Hugh MacLennan (also a Rhodes scholar) completed his PhD at Princeton and mid-century poets like Dorothy Livesay, Margaret Atwood, Leonard Cohen and Robert Kroetsch all attended graduate schools abroad. Playwrights James Reaney and Tomson Highway, unlike Shakespeare, were university wits, the former completing his PhD under the supervision of Frye, the latter with two degrees to his credit (English and Music BAs from the University of Western Ontario). Even noted humourist Stephen Leacock received his PhD in Political Economy from the University of Chicago.
According to Frye, to move beyond the conceptual universe (where discussion of ‘vulgar’ concepts like ‘commerce,’ ‘tariffs,’ ‘railways,’ and ‘survival’ are the norm) to the mythological/anagogical universe marks the literary maturity of a nation. Even if new forms are lacking, form can only be bred of form. Aristotle said that we can have plot with no characters, but we can’t have characters with no plot. In order to allow our “characters,” then, to develop the plot they need requires a suspension not of disbelief, but of our skepticism of form. Is this the most expedient way to a unifying mythology—towards a place where form and content exist in harmony?

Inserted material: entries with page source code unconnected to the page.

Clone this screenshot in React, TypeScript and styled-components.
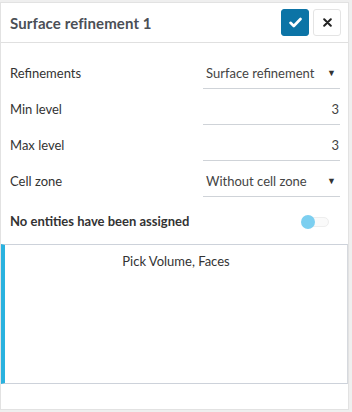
import React from "react";
import styled, { createGlobalStyle } from "styled-components";

const Global = createGlobalStyle`
  html, body { margin: 0; padding: 0; background: #efefef; }
  body { font-family: Lato, "Open Sans", "Liberation Sans", sans-serif; }
  * { box-sizing: border-box; }
`;

const Page = styled.div`
  padding-top: 2px;
  width: 352px;
  height: 412px;
`;

const Panel = styled.div`
  width: 349px;
  height: 408px;
  background: #fff;
  border: 1px solid #e2e2e2;
  display: flex;
  flex-direction: column;
`;

const Header = styled.div`
  height: 40px;
  display: flex;
  align-items: center;
  padding: 0 7px 0 9px;
  border-bottom: 1px solid #e0e0e0;
`;

const Title = styled.div`
  flex: 1;
  font-size: 15px;
  font-weight: 700;
  color: #4b4f56;
  letter-spacing: 0.1px;
`;

const IconButton = styled.button<{ $primary?: boolean }>`
  width: 28px;
  height: 27px;
  margin-left: 4px;
  border-radius: 3px;
  border: 1px solid ${(p) => (p.$primary ? "#0c74a6" : "#e4e4e4")};
  background: ${(p) => (p.$primary ? "#0c74a6" : "#fff")};
  display: flex;
  align-items: center;
  justify-content: center;
  padding: 0;
`;

const Body = styled.div`
  padding: 10px 8px 0 9px;
`;

const Row = styled.div`
  height: 36px;
  padding-top: 4px;
  display: flex;
  align-items: center;
  justify-content: space-between;
`;

const Label = styled.div`
  font-size: 13px;
  color: #333;
`;

const Field = styled.div<{ $align?: "left" | "right" }>`
  width: 137px;
  height: 32px;
  border-bottom: 1px solid #cfd3d8;
  display: flex;
  align-items: center;
  justify-content: ${(p) => (p.$align === "right" ? "flex-end" : "space-between")};
  padding: 0 1px 0 3px;
  font-size: 13px;
  color: #444;
`;

const Arrow = styled.span`
  font-size: 9px;
  color: #333;
  margin-right: 3px;
`;

const EntityRow = styled.div`
  height: 32px;
  margin-top: 8px;
  display: flex;
  align-items: center;
  justify-content: space-between;
`;

const Bold = styled.div`
  font-size: 13px;
  font-weight: 700;
  color: #333;
`;

const Toggle = styled.div`
  position: relative;
  width: 28px;
  height: 14px;
  margin-right: 11px;
  margin-top: 1px;
`;

const Track = styled.div`
  position: absolute;
  left: 6px;
  top: 2px;
  width: 22px;
  height: 10px;
  border-radius: 5px;
  border: 1px solid #eee;
  background: #fafafa;
`;

const Knob = styled.div`
  position: absolute;
  left: 0;
  top: 0;
  width: 14px;
  height: 14px;
  border-radius: 50%;
  background: #7ccff0;
`;

const PickBox = styled.div`
  margin-top: 7px;
  height: 140px;
  border-top: 1px solid #cdd2da;
  border-bottom: 1px solid #cdd2da;
  border-right: 1px solid #d6d9de;
  border-left: 4px solid #2ab2df;
  padding-top: 8px;
  text-align: center;
  font-size: 13px;
  color: #333;
`;

const Check = () => (
  <svg width="13" height="11" viewBox="0 0 13 11">
    <path d="M1.5 5.8 L4.8 9 L11.5 2" stroke="#fff" strokeWidth="2.6" fill="none" strokeLinecap="round" strokeLinejoin="round" />
  </svg>
);

const Close = () => (
  <svg width="9" height="9" viewBox="0 0 9 9">
    <path d="M1.2 1.2 L7.8 7.8 M7.8 1.2 L1.2 7.8" stroke="#222" strokeWidth="2" strokeLinecap="round" />
  </svg>
);

export default function App() {
  return (
    <Page>
      <Global />
      <Panel>
        <Header>
          <Title>Surface refinement 1</Title>
          <IconButton $primary>
            <Check />
          </IconButton>
          <IconButton>
            <Close />
          </IconButton>
        </Header>
        <Body>
          <Row>
            <Label>Refinements</Label>
            <Field>
              <span>Surface refinement</span>
              <Arrow>▼</Arrow>
            </Field>
          </Row>
          <Row>
            <Label>Min level</Label>
            <Field $align="right">3</Field>
          </Row>
          <Row>
            <Label>Max level</Label>
            <Field $align="right">3</Field>
          </Row>
          <Row>
            <Label>Cell zone</Label>
            <Field>
              <span>Without cell zone</span>
              <Arrow>▼</Arrow>
            </Field>
          </Row>
          <EntityRow>
            <Bold>No entities have been assigned</Bold>
            <Toggle>
              <Track />
              <Knob />
            </Toggle>
          </EntityRow>
        </Body>
        <PickBox>Pick Volume, Faces</PickBox>
      </Panel>
    </Page>
  );
}
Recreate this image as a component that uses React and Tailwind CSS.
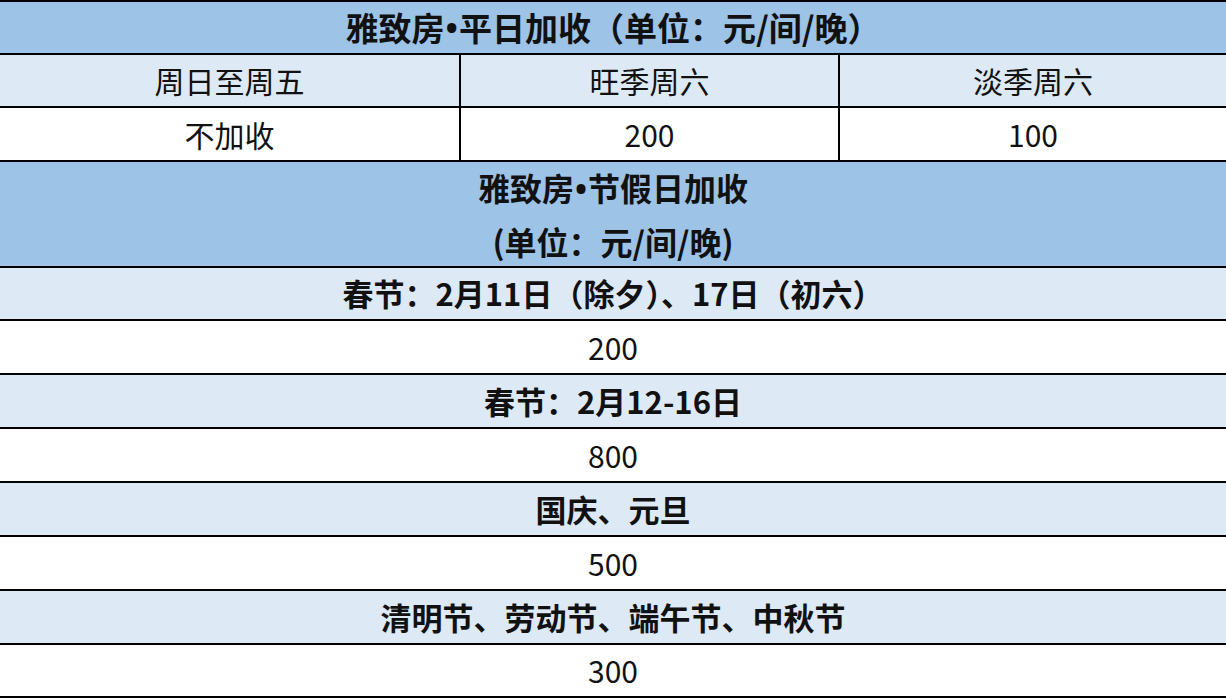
const font = { fontFamily: '"Noto Sans CJK SC", "Noto Sans", sans-serif' };

// the bullet is narrow in the reference, so it gets a latin font
const Dot = () => <span className="font-['Noto_Sans'] px-[1px]">•</span>;

const holidayRows = [
  { key: 'cj1', title: '春节：2月11日（除夕）、17日（初六）', price: '200' },
  { key: 'cj2', title: '春节：2月12-16日', price: '800' },
  { key: 'gq', title: '国庆、元旦', price: '500' },
  { key: 'qm', title: '清明节、劳动节、端午节、中秋节', price: '300' },
];

export default function App() {
  return (
    <div
      className="w-[1226px] h-[700px] bg-white text-[#111] overflow-hidden"
      style={font}
    >
      <div className="border-t-2 border-black">
        <div className="flex h-[53px] items-center justify-center border-b-2 border-black bg-[#9dc3e6] text-[33px] font-bold">
          雅致房<Dot />平日加收（单位：元/间/晚）
        </div>

        <div className="flex h-[53px] border-b-2 border-black bg-[#dde9f5] text-[30px]">
          <div className="flex w-[461px] items-center justify-center border-r-2 border-black">
            周日至周五
          </div>
          <div className="flex w-[379px] items-center justify-center border-r-2 border-black">
            旺季周六
          </div>
          <div className="flex flex-1 items-center justify-center">淡季周六</div>
        </div>

        <div className="flex h-[54px] border-b-2 border-black bg-white text-[30px]">
          <div className="flex w-[461px] items-center justify-center border-r-2 border-black">
            不加收
          </div>
          <div className="flex w-[379px] items-center justify-center border-r-2 border-black">
            200
          </div>
          <div className="flex flex-1 items-center justify-center">100</div>
        </div>

        <div className="flex h-[106px] flex-col items-center justify-center border-b-2 border-black bg-[#9dc3e6] text-[32px] font-bold leading-[52px]">
          <span>
            雅致房<Dot />节假日加收
          </span>
          <span>(单位：元/间/晚)</span>
        </div>

        {holidayRows.map((row, i) => (
          <div key={row.key}>
            <div
              className={`flex ${i === 0 ? 'h-[53px]' : 'h-[54px]'} items-center justify-center border-b-2 border-black bg-[#dde9f5] text-[31px] font-bold`}
            >
              {row.title}
            </div>
            <div
              className={`flex ${i === 3 ? 'h-[53px]' : 'h-[54px]'} items-center justify-center border-b-2 border-black bg-white text-[30px]`}
            >
              {row.price}
            </div>
          </div>
        ))}
      </div>
    </div>
  );
}
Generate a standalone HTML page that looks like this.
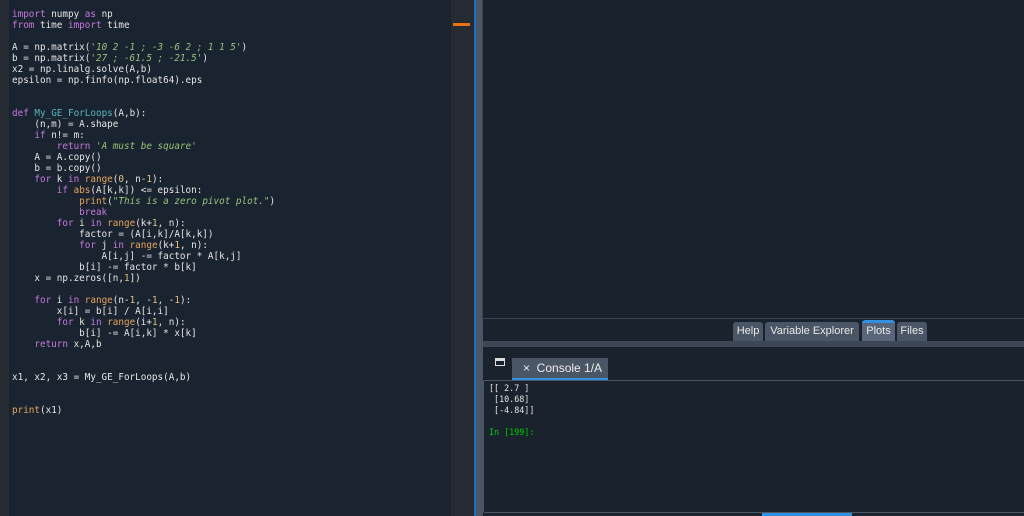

Frye’s influence certainly has me believing this is the case. Yet how can we ever hope to escape (ought we to?) from foreign formal conventions by ingratiating our poets so rigorously within the academy? Perhaps we require a “bard of fancy,” like the Americans had. Our first chance at anagogy may have come in establishing ties to the ‘Imperial Federation,’ the type of idealism and maturity (though some would argue ‘immaturity’) shown by Lorne Murchison in Sara Jeanette Duncan’s very incisive novel The Imperialist (1904). Yet the need for imperial unity was equally scoffed at back then as it would be now; Britain is no longer the stuff of legend. Can Canada, or can Canadian letters, then, ever coalesce around something that could be? Should we keep striving? Is this a red herring?